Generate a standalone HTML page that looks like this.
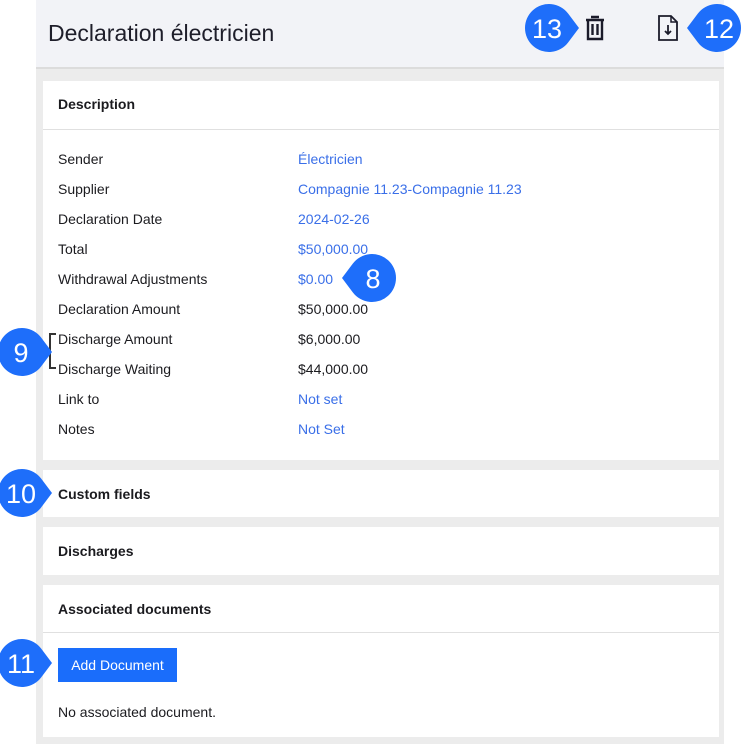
<!DOCTYPE html>
<html><head><meta charset="utf-8"><style>
*{margin:0;padding:0;box-sizing:border-box}
body{width:741px;height:744px;background:#fff;font-family:"Liberation Sans",Arial,sans-serif;position:relative;overflow:hidden;color:#1b1b1f}
.abs{position:absolute}
#panel{left:36px;top:0;width:688px;height:744px;background:#ececec}
#head{left:36px;top:0;width:688px;height:69px;background:#f2f3f7;border-bottom:2px solid #dcdcdc}
.card{position:absolute;left:43px;width:676px;background:#fff}
.ch{font-weight:bold;font-size:14px;position:absolute;left:15px}
.row{position:absolute;left:58px;font-size:14px;line-height:16px}
.val{position:absolute;left:298px;font-size:14px;line-height:16px}
.blue{color:#3a6fe8}
svg.c{position:absolute;overflow:visible}
</style></head><body>
<div id="panel" class="abs"></div>
<div id="head" class="abs"></div>
<div class="abs" style="left:48px;top:20px;font-size:23px;color:#1e1e2a">Declaration électricien</div>
<svg class="abs" style="left:584px;top:15px" width="22" height="26" viewBox="0 0 22 26"><path d="M7 2h8M2 5h18M4 5v19h14V5M8.5 9v11M13.5 9v11" stroke="#1b1b2a" stroke-width="2.4" fill="none"/></svg>
<svg class="abs" style="left:657px;top:15px" width="22" height="26" viewBox="0 0 22 26"><path d="M2 1h12l6 6v18H2z" stroke="#1b1b2a" stroke-width="1.8" fill="none"/><path d="M14 1v6h6" stroke="#1b1b2a" stroke-width="1.5" fill="none"/><path d="M11 10v9M8 16l3 3 3-3" stroke="#1b1b2a" stroke-width="1.8" fill="none"/></svg>

<div class="card" style="top:81px;height:379px">
<div class="ch" style="top:15px">Description</div>
<div style="position:absolute;left:0;top:48px;width:676px;height:1px;background:#e0e0e0"></div>
</div>
<div class="row" style="top:151px">Sender</div><div class="val blue" style="top:151px">Électricien</div>
<div class="row" style="top:181px">Supplier</div><div class="val blue" style="top:181px">Compagnie 11.23-Compagnie 11.23</div>
<div class="row" style="top:211px">Declaration Date</div><div class="val blue" style="top:211px">2024-02-26</div>
<div class="row" style="top:241px">Total</div><div class="val blue" style="top:241px">$50,000.00</div>
<div class="row" style="top:271px">Withdrawal Adjustments</div><div class="val blue" style="top:271px">$0.00</div>
<div class="row" style="top:301px">Declaration Amount</div><div class="val" style="top:301px">$50,000.00</div>
<div class="row" style="top:331px">Discharge Amount</div><div class="val" style="top:331px">$6,000.00</div>
<div class="row" style="top:361px">Discharge Waiting</div><div class="val" style="top:361px">$44,000.00</div>
<div class="row" style="top:391px">Link to</div><div class="val blue" style="top:391px">Not set</div>
<div class="row" style="top:421px">Notes</div><div class="val blue" style="top:421px">Not Set</div>
<div class="abs" style="left:49px;top:333px;width:7px;height:36px;border:2px solid #333;border-right:none"></div>

<div class="card" style="top:470px;height:47px"><div class="ch" style="top:16px">Custom fields</div></div>
<div class="card" style="top:527px;height:48px"><div class="ch" style="top:16px">Discharges</div></div>
<div class="card" style="top:585px;height:152px">
<div class="ch" style="top:16px">Associated documents</div>
<div style="position:absolute;left:0;top:47px;width:676px;height:1px;background:#e0e0e0"></div>
<div style="position:absolute;left:15px;top:63px;width:119px;height:34px;background:#1a6dfb;color:#fff;font-size:14px;line-height:34px;text-align:center">Add Document</div>
<div style="position:absolute;left:15px;top:119px;font-size:14px">No associated document.</div>
</div>

<svg class="c" style="left:0;top:0" width="741" height="744">
<defs>
<path id="L" d="M-30 0L-19.2-14.4A24 24 0 1 1-19.2 14.4Z" fill="#1e6efa"/>
<path id="R" d="M30 0L19.2-14.4A24 24 0 1 0 19.2 14.4Z" fill="#1e6efa"/>
</defs>
<g font-family="Liberation Sans,Arial,sans-serif" font-size="27" fill="#fff" text-anchor="middle">
<use href="#R" x="549" y="28"/><text x="547" y="38">13</text>
<use href="#L" x="717" y="28"/><text x="719" y="38">12</text>
<use href="#L" x="372" y="278"/><text x="373" y="288">8</text>
<use href="#R" x="22" y="352"/><text x="21" y="362">9</text>
<use href="#R" x="22" y="493"/><text x="21" y="503">10</text>
<use href="#R" x="22" y="663"/><text x="21" y="673">11</text>
</g>
</svg>
</body></html>
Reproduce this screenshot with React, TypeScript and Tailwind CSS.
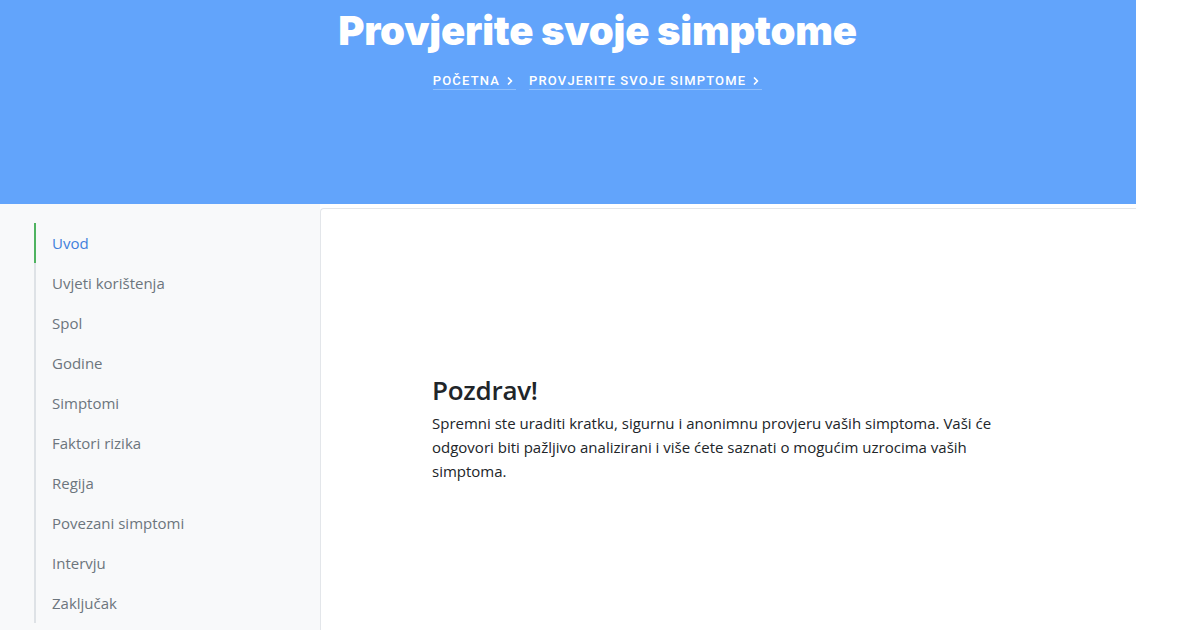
import { ChevronRight } from 'lucide-react'

const steps = [
  'Uvod',
  'Uvjeti korištenja',
  'Spol',
  'Godine',
  'Simptomi',
  'Faktori rizika',
  'Regija',
  'Povezani simptomi',
  'Intervju',
  'Zaključak',
]

function Crumb({ label }: { label: string }) {
  return (
    <a className="flex items-center gap-[4px] border-b border-[#8fbffc] pb-[1px] font-['Roboto',sans-serif] text-[13px] font-medium uppercase leading-[15px] tracking-[0.09em] text-white">
      {label}
      <ChevronRight size={12} strokeWidth={3.5} />
    </a>
  )
}

export default function App() {
  return (
    <div className="h-[630px] w-[1200px] overflow-hidden bg-white font-['Open_Sans',sans-serif]">
      <div className="w-[1136px]">
        <header className="flex h-[204px] flex-col items-center bg-[#62a4fb] pl-[59px] pt-[7px]">
          <h1 className="font-['Inter',sans-serif] text-[40px] font-black leading-[48px] tracking-[-0.005em] text-white">
            Provjerite svoje simptome
          </h1>
          <nav className="mt-[18px] flex items-center gap-[13px]">
            <Crumb label="Početna" />
            <Crumb label="Provjerite svoje simptome" />
          </nav>
        </header>

        <div className="flex">
          <aside className="h-[426px] w-[320px] shrink-0 bg-[#f8f9fa] pt-[19px]">
            <ul className="ml-[34px] border-l-2 border-[#dee2e6]">
              {steps.map((step, i) => (
                <li
                  key={step}
                  className={
                    i === 0
                      ? '-ml-[2px] flex h-10 items-center border-l-2 border-[#4fb360] pl-[16px] text-[15px] text-[#3f7fdc]'
                      : 'flex h-10 items-center pl-[16px] text-[15px] text-[#6c757d]'
                  }
                >
                  {step}
                </li>
              ))}
            </ul>
          </aside>

          <main className="mt-[4px] h-[430px] flex-1 rounded-tl-[4px] border border-r-0 border-[#e3e6ea] bg-white pl-[111px] pt-[164px]">
            <h2 className="text-[26px] font-semibold leading-[34px] tracking-[-0.01em] text-[#212529]">Pozdrav!</h2>
            <p className="mt-[4px] w-[580px] text-[15px] leading-[24px] text-[#212529]">
              Spremni ste uraditi kratku, sigurnu i anonimnu provjeru vaših simptoma. Vaši će
              odgovori biti pažljivo analizirani i više ćete saznati o mogućim uzrocima vaših
              simptoma.
            </p>
          </main>
        </div>
      </div>
    </div>
  )
}
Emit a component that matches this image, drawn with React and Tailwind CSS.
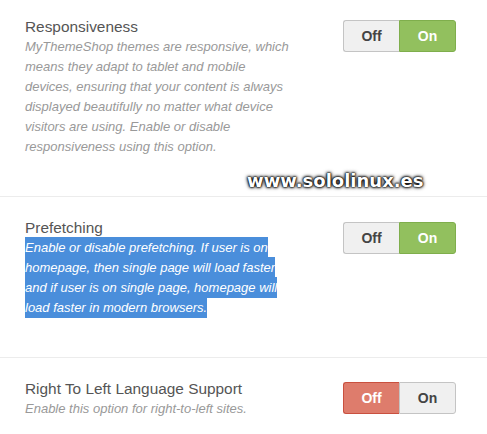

■ ■ ■

Exactly as written, return every line of the listing, but not the pictures.

Task solution >>
Generate a standalone HTML page that looks like this.
<!DOCTYPE html>
<html><head><meta charset="utf-8"><style>
*{margin:0;padding:0;box-sizing:border-box}
body{width:741px;height:744px;background:#fff;font-family:"Liberation Sans",Arial,sans-serif;position:relative;overflow:hidden;color:#1b1b1f}
.abs{position:absolute}
#panel{left:36px;top:0;width:688px;height:744px;background:#ececec}
#head{left:36px;top:0;width:688px;height:69px;background:#f2f3f7;border-bottom:2px solid #dcdcdc}
.card{position:absolute;left:43px;width:676px;background:#fff}
.ch{font-weight:bold;font-size:14px;position:absolute;left:15px}
.row{position:absolute;left:58px;font-size:14px;line-height:16px}
.val{position:absolute;left:298px;font-size:14px;line-height:16px}
.blue{color:#3a6fe8}
svg.c{position:absolute;overflow:visible}
</style></head><body>
<div id="panel" class="abs"></div>
<div id="head" class="abs"></div>
<div class="abs" style="left:48px;top:20px;font-size:23px;color:#1e1e2a">Declaration électricien</div>
<svg class="abs" style="left:584px;top:15px" width="22" height="26" viewBox="0 0 22 26"><path d="M7 2h8M2 5h18M4 5v19h14V5M8.5 9v11M13.5 9v11" stroke="#1b1b2a" stroke-width="2.4" fill="none"/></svg>
<svg class="abs" style="left:657px;top:15px" width="22" height="26" viewBox="0 0 22 26"><path d="M2 1h12l6 6v18H2z" stroke="#1b1b2a" stroke-width="1.8" fill="none"/><path d="M14 1v6h6" stroke="#1b1b2a" stroke-width="1.5" fill="none"/><path d="M11 10v9M8 16l3 3 3-3" stroke="#1b1b2a" stroke-width="1.8" fill="none"/></svg>

<div class="card" style="top:81px;height:379px">
<div class="ch" style="top:15px">Description</div>
<div style="position:absolute;left:0;top:48px;width:676px;height:1px;background:#e0e0e0"></div>
</div>
<div class="row" style="top:151px">Sender</div><div class="val blue" style="top:151px">Électricien</div>
<div class="row" style="top:181px">Supplier</div><div class="val blue" style="top:181px">Compagnie 11.23-Compagnie 11.23</div>
<div class="row" style="top:211px">Declaration Date</div><div class="val blue" style="top:211px">2024-02-26</div>
<div class="row" style="top:241px">Total</div><div class="val blue" style="top:241px">$50,000.00</div>
<div class="row" style="top:271px">Withdrawal Adjustments</div><div class="val blue" style="top:271px">$0.00</div>
<div class="row" style="top:301px">Declaration Amount</div><div class="val" style="top:301px">$50,000.00</div>
<div class="row" style="top:331px">Discharge Amount</div><div class="val" style="top:331px">$6,000.00</div>
<div class="row" style="top:361px">Discharge Waiting</div><div class="val" style="top:361px">$44,000.00</div>
<div class="row" style="top:391px">Link to</div><div class="val blue" style="top:391px">Not set</div>
<div class="row" style="top:421px">Notes</div><div class="val blue" style="top:421px">Not Set</div>
<div class="abs" style="left:49px;top:333px;width:7px;height:36px;border:2px solid #333;border-right:none"></div>

<div class="card" style="top:470px;height:47px"><div class="ch" style="top:16px">Custom fields</div></div>
<div class="card" style="top:527px;height:48px"><div class="ch" style="top:16px">Discharges</div></div>
<div class="card" style="top:585px;height:152px">
<div class="ch" style="top:16px">Associated documents</div>
<div style="position:absolute;left:0;top:47px;width:676px;height:1px;background:#e0e0e0"></div>
<div style="position:absolute;left:15px;top:63px;width:119px;height:34px;background:#1a6dfb;color:#fff;font-size:14px;line-height:34px;text-align:center">Add Document</div>
<div style="position:absolute;left:15px;top:119px;font-size:14px">No associated document.</div>
</div>

<svg class="c" style="left:0;top:0" width="741" height="744">
<defs>
<path id="L" d="M-30 0L-19.2-14.4A24 24 0 1 1-19.2 14.4Z" fill="#1e6efa"/>
<path id="R" d="M30 0L19.2-14.4A24 24 0 1 0 19.2 14.4Z" fill="#1e6efa"/>
</defs>
<g font-family="Liberation Sans,Arial,sans-serif" font-size="27" fill="#fff" text-anchor="middle">
<use href="#R" x="549" y="28"/><text x="547" y="38">13</text>
<use href="#L" x="717" y="28"/><text x="719" y="38">12</text>
<use href="#L" x="372" y="278"/><text x="373" y="288">8</text>
<use href="#R" x="22" y="352"/><text x="21" y="362">9</text>
<use href="#R" x="22" y="493"/><text x="21" y="503">10</text>
<use href="#R" x="22" y="663"/><text x="21" y="673">11</text>
</g>
</svg>
</body></html>
Reproduce this screenshot with React, TypeScript and Tailwind CSS.
import { ChevronRight } from 'lucide-react'

const steps = [
  'Uvod',
  'Uvjeti korištenja',
  'Spol',
  'Godine',
  'Simptomi',
  'Faktori rizika',
  'Regija',
  'Povezani simptomi',
  'Intervju',
  'Zaključak',
]

function Crumb({ label }: { label: string }) {
  return (
    <a className="flex items-center gap-[4px] border-b border-[#8fbffc] pb-[1px] font-['Roboto',sans-serif] text-[13px] font-medium uppercase leading-[15px] tracking-[0.09em] text-white">
      {label}
      <ChevronRight size={12} strokeWidth={3.5} />
    </a>
  )
}

export default function App() {
  return (
    <div className="h-[630px] w-[1200px] overflow-hidden bg-white font-['Open_Sans',sans-serif]">
      <div className="w-[1136px]">
        <header className="flex h-[204px] flex-col items-center bg-[#62a4fb] pl-[59px] pt-[7px]">
          <h1 className="font-['Inter',sans-serif] text-[40px] font-black leading-[48px] tracking-[-0.005em] text-white">
            Provjerite svoje simptome
          </h1>
          <nav className="mt-[18px] flex items-center gap-[13px]">
            <Crumb label="Početna" />
            <Crumb label="Provjerite svoje simptome" />
          </nav>
        </header>

        <div className="flex">
          <aside className="h-[426px] w-[320px] shrink-0 bg-[#f8f9fa] pt-[19px]">
            <ul className="ml-[34px] border-l-2 border-[#dee2e6]">
              {steps.map((step, i) => (
                <li
                  key={step}
                  className={
                    i === 0
                      ? '-ml-[2px] flex h-10 items-center border-l-2 border-[#4fb360] pl-[16px] text-[15px] text-[#3f7fdc]'
                      : 'flex h-10 items-center pl-[16px] text-[15px] text-[#6c757d]'
                  }
                >
                  {step}
                </li>
              ))}
            </ul>
          </aside>

          <main className="mt-[4px] h-[430px] flex-1 rounded-tl-[4px] border border-r-0 border-[#e3e6ea] bg-white pl-[111px] pt-[164px]">
            <h2 className="text-[26px] font-semibold leading-[34px] tracking-[-0.01em] text-[#212529]">Pozdrav!</h2>
            <p className="mt-[4px] w-[580px] text-[15px] leading-[24px] text-[#212529]">
              Spremni ste uraditi kratku, sigurnu i anonimnu provjeru vaših simptoma. Vaši će
              odgovori biti pažljivo analizirani i više ćete saznati o mogućim uzrocima vaših
              simptoma.
            </p>
          </main>
        </div>
      </div>
    </div>
  )
}
Emit a component that matches this image, drawn with React and Tailwind CSS.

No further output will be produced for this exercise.